» Are we barking up the wrong paradigm?

5 January 2005 - 12:16am

Are we barking up the wrong paradigm?

I just read a fabulous piece by Steve Gilliard about the social change behind blogs. His focus is more on commerce, but stay with me on this:

The problem with dotcom content was that it was designed to appease large advertisers. They simply needed the income, so they wanted to give the impression of hip, but not too hip and cool, but not too cool. But the problem was that the content sucked.... People saw it and were not impressed.

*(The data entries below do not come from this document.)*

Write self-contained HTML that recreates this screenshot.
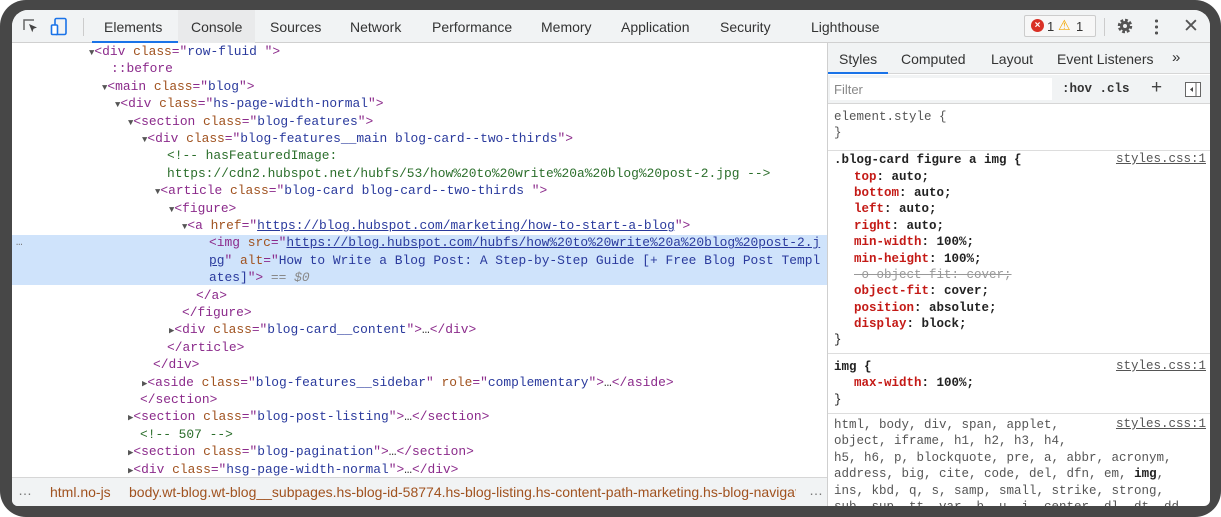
<!DOCTYPE html>
<html><head><meta charset="utf-8">
<style>
*{margin:0;padding:0;box-sizing:border-box}
body{width:1221px;height:517px;background:#fff;position:relative;overflow:hidden;font-family:"Liberation Sans",sans-serif}
.frame{position:absolute;left:0;top:0;width:1221px;height:517px;background:#474747;border-radius:26px}
.inner{position:absolute;left:12px;top:10px;width:1198px;height:496px;background:#fff;border-radius:16px 16px 6px 6px;overflow:hidden}
.tabs{position:absolute;left:0;top:0;width:1198px;height:33px;background:#f1f3f4;border-bottom:1px solid #d0d0d0}
.tab{position:absolute;top:9px;font-size:14px;color:#333}
.m{font-family:"Liberation Mono",monospace;font-size:12.9px;white-space:pre;position:absolute;line-height:17px;color:#333}
.t{color:#8b2a8b}.a{color:#a0521f}.v{color:#2a3a9d}.c{color:#2b6e2b}.u{color:#2a3a9d;text-decoration:underline}
.s{font-family:"Liberation Mono",monospace;font-size:12.5px;white-space:pre;position:absolute;line-height:16.4px;color:#222}
.p{color:#c41a16}
.tri{font-size:9px;color:#555}
.link{position:absolute;right:4px;text-decoration:underline;color:#555;font-family:"Liberation Mono",monospace;font-size:12.5px}
</style></head><body>
<div class="frame"></div>
<div class="inner">
 <div class="tabs">
  <svg style="position:absolute;left:10px;top:8px" width="18" height="18" viewBox="0 0 18 18"><path d="M2 12V2h10" fill="none" stroke="#666" stroke-width="1.5"/><path d="M7 6l8 3.5-3.5 1.2-1.2 3.5z" fill="#444"/></svg>
  <svg style="position:absolute;left:38px;top:7px" width="18" height="20" viewBox="0 0 18 20"><rect x="5" y="1.5" width="11" height="16" rx="1.5" fill="none" stroke="#1a73e8" stroke-width="1.6"/><rect x="1.5" y="8" width="6" height="9.5" rx="1" fill="#fff" stroke="#1a73e8" stroke-width="1.6"/></svg>
  <div style="position:absolute;left:71px;top:8px;width:1px;height:18px;background:#ccc"></div>
  <div class="tab" style="left:92px">Elements</div>
  <div style="position:absolute;left:80px;top:31px;width:86px;height:2px;background:#1a73e8"></div>
  <div style="position:absolute;left:166px;top:0;width:77px;height:33px;background:#e9eaeb"></div>
  <div class="tab" style="left:179px">Console</div>
  <div class="tab" style="left:258px">Sources</div>
  <div class="tab" style="left:338px">Network</div>
  <div class="tab" style="left:420px">Performance</div>
  <div class="tab" style="left:529px">Memory</div>
  <div class="tab" style="left:609px">Application</div>
  <div class="tab" style="left:708px">Security</div>
  <div class="tab" style="left:799px">Lighthouse</div>
  <div style="position:absolute;left:1012px;top:5px;width:72px;height:22px;border:1px solid #ccc;border-radius:2px;background:#f7f7f7;font-size:13px;color:#333">
   <span style="position:absolute;left:6px;top:3px;width:13px;height:13px;border-radius:50%;background:#d93025;color:#fff;font-size:10px;line-height:13px;text-align:center;font-weight:bold">×</span>
   <span style="position:absolute;left:22px;top:3px">1</span>
   <span style="position:absolute;left:33px;top:1px;color:#f2a600;font-size:14px">⚠</span>
   <span style="position:absolute;left:51px;top:3px">1</span>
  </div>
  <div style="position:absolute;left:1092px;top:8px;width:1px;height:18px;background:#ccc"></div>
  <svg style="position:absolute;left:1104px;top:7px" width="18" height="18" viewBox="0 0 18 18"><circle cx="9" cy="9" r="5.5" fill="none" stroke="#555" stroke-width="3.5" stroke-dasharray="2.6 1.7"/><circle cx="9" cy="9" r="5" fill="#555"/><circle cx="9" cy="9" r="2" fill="#f1f3f4"/></svg>
  <div style="position:absolute;left:1143px;top:8px;width:3px;height:17px;background:radial-gradient(circle,#555 1.5px,transparent 1.6px) 0 0/3px 6px"></div>
  <div style="position:absolute;left:1171px;top:5px;font-size:19px;color:#555">✕</div>
 </div>

 <div style="position:absolute;left:0;top:225px;width:815px;height:50px;background:#cfe3fb"></div>
 <div class="m" style="left:4px;top:225px;color:#777;font-size:11px">…</div>
 <div class="m" style="left:77px;top:33px"><span class="tri">▼</span><span class="t">&lt;div</span> <span class="a">class</span><span class="t">="</span><span class="v">row-fluid </span><span class="t">"&gt;</span></div>
 <div class="m" style="left:99px;top:50.4px;color:#8b2a8b">::before</div>
 <div class="m" style="left:90px;top:67.8px"><span class="tri">▼</span><span class="t">&lt;main</span> <span class="a">class</span><span class="t">="</span><span class="v">blog</span><span class="t">"&gt;</span></div>
 <div class="m" style="left:103px;top:85.2px"><span class="tri">▼</span><span class="t">&lt;div</span> <span class="a">class</span><span class="t">="</span><span class="v">hs-page-width-normal</span><span class="t">"&gt;</span></div>
 <div class="m" style="left:116px;top:102.6px"><span class="tri">▼</span><span class="t">&lt;section</span> <span class="a">class</span><span class="t">="</span><span class="v">blog-features</span><span class="t">"&gt;</span></div>
 <div class="m" style="left:130px;top:120px"><span class="tri">▼</span><span class="t">&lt;div</span> <span class="a">class</span><span class="t">="</span><span class="v">blog-features__main blog-card--two-thirds</span><span class="t">"&gt;</span></div>
 <div class="m c" style="left:155px;top:137.4px">&lt;!-- hasFeaturedImage:</div>
 <div class="m c" style="left:155px;top:154.8px">https://cdn2.hubspot.net/hubfs/53/how%20to%20write%20a%20blog%20post-2.jpg --&gt;</div>
 <div class="m" style="left:143px;top:172.2px"><span class="tri">▼</span><span class="t">&lt;article</span> <span class="a">class</span><span class="t">="</span><span class="v">blog-card blog-card--two-thirds </span><span class="t">"&gt;</span></div>
 <div class="m" style="left:157px;top:189.6px"><span class="tri">▼</span><span class="t">&lt;figure&gt;</span></div>
 <div class="m" style="left:170px;top:207px"><span class="tri">▼</span><span class="t">&lt;a</span> <span class="a">href</span><span class="t">="</span><span class="u">https://blog.hubspot.com/marketing/how-to-start-a-blog</span><span class="t">"&gt;</span></div>
 <div class="m" style="left:197px;top:224.4px"><span class="t">&lt;img</span> <span class="a">src</span><span class="t">="</span><span class="u">https://blog.hubspot.com/hubfs/how%20to%20write%20a%20blog%20post-2.j</span></div>
 <div class="m" style="left:197px;top:241.8px"><span class="u">pg</span><span class="t">"</span> <span class="a">alt</span><span class="t">="</span><span class="v">How to Write a Blog Post: A Step-by-Step Guide [+ Free Blog Post Templ</span></div>
 <div class="m" style="left:197px;top:259.2px"><span class="v">ates]</span><span class="t">"&gt;</span> <span style="color:#888;font-style:italic">== $0</span></div>
 <div class="m t" style="left:184px;top:276.6px">&lt;/a&gt;</div>
 <div class="m t" style="left:170px;top:294px">&lt;/figure&gt;</div>
 <div class="m" style="left:157px;top:311.4px"><span class="tri">▶</span><span class="t">&lt;div</span> <span class="a">class</span><span class="t">="</span><span class="v">blog-card__content</span><span class="t">"&gt;</span>…<span class="t">&lt;/div&gt;</span></div>
 <div class="m t" style="left:155px;top:328.8px">&lt;/article&gt;</div>
 <div class="m t" style="left:141px;top:346.2px">&lt;/div&gt;</div>
 <div class="m" style="left:130px;top:363.6px"><span class="tri">▶</span><span class="t">&lt;aside</span> <span class="a">class</span><span class="t">="</span><span class="v">blog-features__sidebar</span><span class="t">"</span> <span class="a">role</span><span class="t">="</span><span class="v">complementary</span><span class="t">"&gt;</span>…<span class="t">&lt;/aside&gt;</span></div>
 <div class="m t" style="left:128px;top:381px">&lt;/section&gt;</div>
 <div class="m" style="left:116px;top:398.4px"><span class="tri">▶</span><span class="t">&lt;section</span> <span class="a">class</span><span class="t">="</span><span class="v">blog-post-listing</span><span class="t">"&gt;</span>…<span class="t">&lt;/section&gt;</span></div>
 <div class="m c" style="left:128px;top:415.8px">&lt;!-- 507 --&gt;</div>
 <div class="m" style="left:116px;top:433.2px"><span class="tri">▶</span><span class="t">&lt;section</span> <span class="a">class</span><span class="t">="</span><span class="v">blog-pagination</span><span class="t">"&gt;</span>…<span class="t">&lt;/section&gt;</span></div>
 <div class="m" style="left:116px;top:450.6px"><span class="tri">▶</span><span class="t">&lt;div</span> <span class="a">class</span><span class="t">="</span><span class="v">hsg-page-width-normal</span><span class="t">"&gt;</span>…<span class="t">&lt;/div&gt;</span></div>

 <div style="position:absolute;left:0;top:467px;width:815px;height:29px;background:#f1f3f4;border-top:1px solid #d6d6d6;font-size:14px;color:#a0521f;white-space:nowrap;overflow:hidden">
  <span style="position:absolute;left:6px;top:4px;color:#777">…</span>
  <span style="position:absolute;left:38px;top:6px">html.no-js</span>
  <span style="position:absolute;left:117px;top:6px;width:667px;overflow:hidden">body.wt-blog.wt-blog__subpages.hs-blog-id-58774.hs-blog-listing.hs-content-path-marketing.hs-blog-navigation</span>
  <span style="position:absolute;left:797px;top:4px;color:#777">…</span>
 </div>

 <div style="position:absolute;left:815px;top:33px;width:1px;height:463px;background:#cfcfcf"></div>

 <div style="position:absolute;left:816px;top:33px;width:382px;height:31px;background:#f1f3f4;border-bottom:1px solid #d6d6d6;font-size:14px;color:#333">
  <span style="position:absolute;left:11px;top:8px">Styles</span>
  <div style="position:absolute;left:0;top:29px;width:60px;height:2px;background:#1a73e8"></div>
  <span style="position:absolute;left:73px;top:8px">Computed</span>
  <span style="position:absolute;left:163px;top:8px">Layout</span>
  <span style="position:absolute;left:229px;top:8px">Event Listeners</span>
  <span style="position:absolute;left:344px;top:6px;font-size:15px">»</span>
 </div>
 <div style="position:absolute;left:816px;top:65px;width:382px;height:29px;background:#f1f3f4;border-bottom:1px solid #d6d6d6">
  <div style="position:absolute;left:2px;top:3px;width:222px;height:22px;background:#fff;font-size:13px;color:#888;padding:4px 4px">Filter</div>
  <span style="position:absolute;left:234px;top:7px;font-family:'Liberation Mono',monospace;font-size:12.5px;font-weight:bold;color:#333">:hov  .cls</span>
  <span style="position:absolute;left:323px;top:2px;font-size:19px;color:#444">+</span>
  <svg style="position:absolute;left:357px;top:7px" width="16" height="15"><rect x="0.5" y="0.5" width="15" height="14" fill="#fff" stroke="#666"/><line x1="11" y1="1" x2="11" y2="14" stroke="#666"/><path d="M8 5l-3 2.5 3 2.5z" fill="#444"/></svg>
 </div>
 <div class="s" style="left:822px;top:99px;color:#555">element.style {
}</div>
 <div style="position:absolute;left:816px;top:140px;width:382px;height:1px;background:#ddd"></div>
 <div class="s" style="left:822px;top:142px;font-weight:bold">.blog-card figure a img {</div>
 <span class="link" style="top:142px">styles.css:1</span>
 <div class="s" style="left:842px;top:158.6px;font-weight:bold"><span class="p">top</span>: auto;
<span class="p">bottom</span>: auto;
<span class="p">left</span>: auto;
<span class="p">right</span>: auto;
<span class="p">min-width</span>: 100%;
<span class="p">min-height</span>: 100%;
<span style="color:#999;text-decoration:line-through;font-weight:normal">-o-object-fit: cover;</span>
<span class="p">object-fit</span>: cover;
<span class="p">position</span>: absolute;
<span class="p">display</span>: block;</div>
 <div class="s" style="left:822px;top:322px">}</div>
 <div style="position:absolute;left:816px;top:343px;width:382px;height:1px;background:#ddd"></div>
 <div class="s" style="left:822px;top:349px;font-weight:bold">img {</div>
 <span class="link" style="top:349px">styles.css:1</span>
 <div class="s" style="left:842px;top:365.4px;font-weight:bold"><span class="p">max-width</span>: 100%;</div>
 <div class="s" style="left:822px;top:381.8px">}</div>
 <div style="position:absolute;left:816px;top:403px;width:382px;height:1px;background:#ddd"></div>
 <div class="s" style="left:822px;top:407px;color:#555">html, body, div, span, applet,
object, iframe, h1, h2, h3, h4,
h5, h6, p, blockquote, pre, a, abbr, acronym,
address, big, cite, code, del, dfn, em, <b style="color:#222">img</b>,
ins, kbd, q, s, samp, small, strike, strong,
sub, sup, tt, var, b, u, i, center, dl, dt, dd,</div>
 <span class="link" style="top:407px">styles.css:1</span>
</div>
</body></html>
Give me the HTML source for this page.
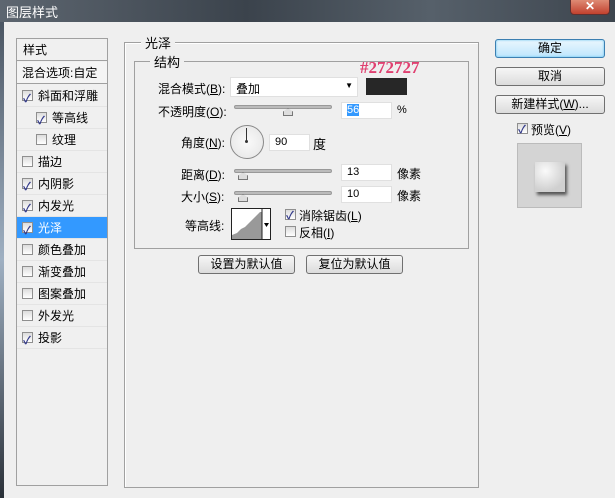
<!DOCTYPE html>
<html><head><meta charset="utf-8"><style>
*{margin:0;padding:0;box-sizing:border-box}
body{width:615px;height:498px;overflow:hidden;background:#efefef;font-family:"Liberation Sans","Noto Sans CJK SC",sans-serif;font-size:12px;color:#000;position:relative}
.a{position:absolute}
.title{left:0;top:0;width:615px;height:22px;background:linear-gradient(90deg,#5d6670,#3b434c 40%,#56606a 70%,#3d454e);color:#fff}
.cb{width:11px;height:11px;border:1px solid #8f8f8f;background:linear-gradient(#dcdcdc,#fff)}
.ck::after{content:"✓";position:absolute;left:0;top:-3px;font-size:11px;color:#333a8a;font-weight:bold}
.row{left:17px;width:90px;height:22px;line-height:22px;border-bottom:1px solid #e4e4e4}
.row .cb{position:absolute;left:5px;top:5px}
.row span{position:absolute;left:21px}
.inp{background:#fff;border:1px solid #e0e0e0;height:17px;line-height:15px;padding-left:5px;font-size:11px}
.trk{height:4px;background:#bbb;border:1px solid #999;border-radius:2px}
.thumb{width:10px;height:8px;background:#ddd;border:1px solid #777;clip-path:polygon(50% 0,100% 45%,100% 100%,0 100%,0 45%)}
.btn{border:1px solid #707070;border-radius:3px;background:linear-gradient(#f6f6f6,#dcdcdc);text-align:center;line-height:16px;height:19px}
</style></head><body>
<div class="a title"><span class="a" style="left:6px;top:2px;font-size:13px">图层样式</span>
<div class="a" style="left:570px;top:-2px;width:40px;height:17px;background:linear-gradient(#e0907a,#c2412e);border:1px solid #603030;border-radius:0 0 4px 4px;color:#fff;text-align:center;font-size:12px;line-height:15px;font-weight:bold">✕</div></div>
<div class="a" style="left:0;top:22px;width:4px;height:476px;background:linear-gradient(#4b5663,#9fb0c2 50%,#2a3038)"></div>

<div class="a" style="left:16px;top:38px;width:92px;height:448px;border:1px solid #a0a0a0;background:#f0f0f0"></div>
<div class="a row" style="top:39px;height:22px;border-bottom:1px solid #a0a0a0"><span style="left:6px">样式</span></div>
<div class="a row" style="top:62px;border-bottom:1px solid #a0a0a0;background:#f4f4f4"><span style="left:5px">混合选项:自定</span></div>
<div class="a row" style="top:85px"><div class="cb ck a"></div><span>斜面和浮雕</span></div>
<div class="a row" style="top:107px"><div class="cb ck a" style="left:19px"></div><span style="left:35px">等高线</span></div>
<div class="a row" style="top:129px"><div class="cb a" style="left:19px"></div><span style="left:35px">纹理</span></div>
<div class="a row" style="top:151px"><div class="cb a"></div><span>描边</span></div>
<div class="a row" style="top:173px"><div class="cb ck a"></div><span>内阴影</span></div>
<div class="a row" style="top:195px"><div class="cb ck a"></div><span>内发光</span></div>
<div class="a row" style="top:217px;background:#3399ff;color:#fff"><div class="cb ck a"></div><span>光泽</span></div>
<div class="a row" style="top:239px"><div class="cb a"></div><span>颜色叠加</span></div>
<div class="a row" style="top:261px"><div class="cb a"></div><span>渐变叠加</span></div>
<div class="a row" style="top:283px"><div class="cb a"></div><span>图案叠加</span></div>
<div class="a row" style="top:305px"><div class="cb a"></div><span>外发光</span></div>
<div class="a row" style="top:327px"><div class="cb ck a"></div><span>投影</span></div>

<div class="a" style="left:124px;top:42px;width:355px;height:446px;border:1px solid #a0a0a0;box-shadow:1px 1px 0 #fff inset"></div>
<div class="a" style="left:141px;top:33px;background:#efefef;padding:0 4px;font-size:13px">光泽</div>
<div class="a" style="left:134px;top:61px;width:335px;height:188px;border:1px solid #a0a0a0"></div>
<div class="a" style="left:150px;top:52px;background:#efefef;padding:0 4px;font-size:13px">结构</div>
<div class="a" style="left:360px;top:58px;color:#e04070;font-family:'Liberation Serif',serif;font-size:17px;font-weight:bold">#272727</div>

<div class="a" style="left:158px;top:80px">混合模式(<u>B</u>):</div>
<div class="a" style="left:230px;top:77px;width:128px;height:20px;background:#fff;border:1px solid #e0e0e0;padding:2px 5px">叠加<span class="a" style="right:4px;top:3px;font-size:8px">▼</span></div>
<div class="a" style="left:366px;top:78px;width:41px;height:17px;background:#272727"></div>

<div class="a" style="left:158px;top:103px">不透明度(<u>O</u>):</div>
<div class="a trk" style="left:234px;top:105px;width:98px"></div>
<div class="a thumb" style="left:283px;top:108px"></div>
<div class="a inp" style="left:341px;top:102px;width:51px"><span style="background:#3399ff;color:#fff">56</span></div>
<div class="a" style="left:397px;top:104px;font-size:11px">%</div>

<div class="a" style="left:181px;top:134px">角度(<u>N</u>):</div>
<div class="a" style="left:230px;top:125px;width:34px;height:34px;border-radius:50%;border:1px solid #888;background:radial-gradient(#fafafa,#e4e4e4)"></div>
<div class="a" style="left:246px;top:128px;width:1px;height:14px;background:#333"></div>
<div class="a" style="left:245px;top:140px;width:3px;height:3px;background:#333;border-radius:50%"></div>
<div class="a inp" style="left:269px;top:134px;width:41px">90</div>
<div class="a" style="left:313px;top:134px;font-size:13px">度</div>

<div class="a" style="left:181px;top:166px">距离(<u>D</u>):</div>
<div class="a trk" style="left:234px;top:169px;width:98px"></div>
<div class="a thumb" style="left:238px;top:172px"></div>
<div class="a inp" style="left:341px;top:164px;width:51px">13</div>
<div class="a" style="left:397px;top:165px">像素</div>

<div class="a" style="left:181px;top:188px">大小(<u>S</u>):</div>
<div class="a trk" style="left:234px;top:191px;width:98px"></div>
<div class="a thumb" style="left:238px;top:194px"></div>
<div class="a inp" style="left:341px;top:186px;width:51px">10</div>
<div class="a" style="left:397px;top:187px">像素</div>

<div class="a" style="left:185px;top:217px">等高线:</div>
<div class="a" style="left:231px;top:208px;width:40px;height:32px;border:1px solid #222;background:#fff;overflow:hidden">
<svg width="40" height="32" style="position:absolute;left:0;top:0"><path d="M0 32 L0 26 L5 24 L9 20 L13 18 L17 14 L21 10 L25 6 L28 3 L30 3 L30 32Z" fill="#999"/><line x1="30" y1="0" x2="30" y2="32" stroke="#222"/><path d="M32 14 L37 14 L34.5 18Z" fill="#000"/></svg></div>
<div class="a cb ck" style="left:285px;top:209px"></div>
<div class="a" style="left:299px;top:207px">消除锯齿(<u>L</u>)</div>
<div class="a cb" style="left:285px;top:226px"></div>
<div class="a" style="left:299px;top:224px">反相(<u>I</u>)</div>

<div class="a btn" style="left:198px;top:255px;width:97px">设置为默认值</div>
<div class="a btn" style="left:306px;top:255px;width:97px">复位为默认值</div>

<div class="a btn" style="left:495px;top:39px;width:110px;border-color:#3c7fb1;box-shadow:0 0 2px #5cc0f0 inset;background:linear-gradient(#eaf6fd,#bee6fd)">确定</div>
<div class="a btn" style="left:495px;top:67px;width:110px">取消</div>
<div class="a btn" style="left:495px;top:95px;width:110px">新建样式(<u>W</u>)...</div>
<div class="a cb ck" style="left:517px;top:123px"></div>
<div class="a" style="left:531px;top:121px">预览(<u>V</u>)</div>
<div class="a" style="left:517px;top:143px;width:65px;height:65px;background:#d4d4d4;border:1px solid #bbb"></div>
<div class="a" style="left:535px;top:162px;width:30px;height:30px;background:radial-gradient(circle at 35% 30%,#fafafa,#d0d0d0 70%);box-shadow:2px 3px 3px #555"></div>
</body></html>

I read this and apply it to the social and political realm. When it comes to political discussion are we truly trapped by the context of the status quo? Perhaps the real paradigm to focus on is not Left vs. Right (though there certainly can be some bleedthrough), but Connected vs. Disenfranchised. We have some natural allies out there, if only we can get past this Red vs. Blue stuff the corporate media is feeding us.

Consider:

[T]he reason blogs rose up so quickly is that they provided the alternative to what was out there. Instead of lefty "jorunalism" there was lefty opinion not tainted by the hothouse of the Nation or the windbags of Pacifica, people who couldn't organize a lunch date, much less anything political. Pacifica's problem was the problems of all insular groups, their internal politics became more important than the external politics. Kos and Atrios, especially created a middle left, one which wasn't tied to the Clintonite past or the ANSWER/Pacifica crowd and didn't embrace every anti-American movement as authentic. They have created a rational, sound left which represents how most people feel.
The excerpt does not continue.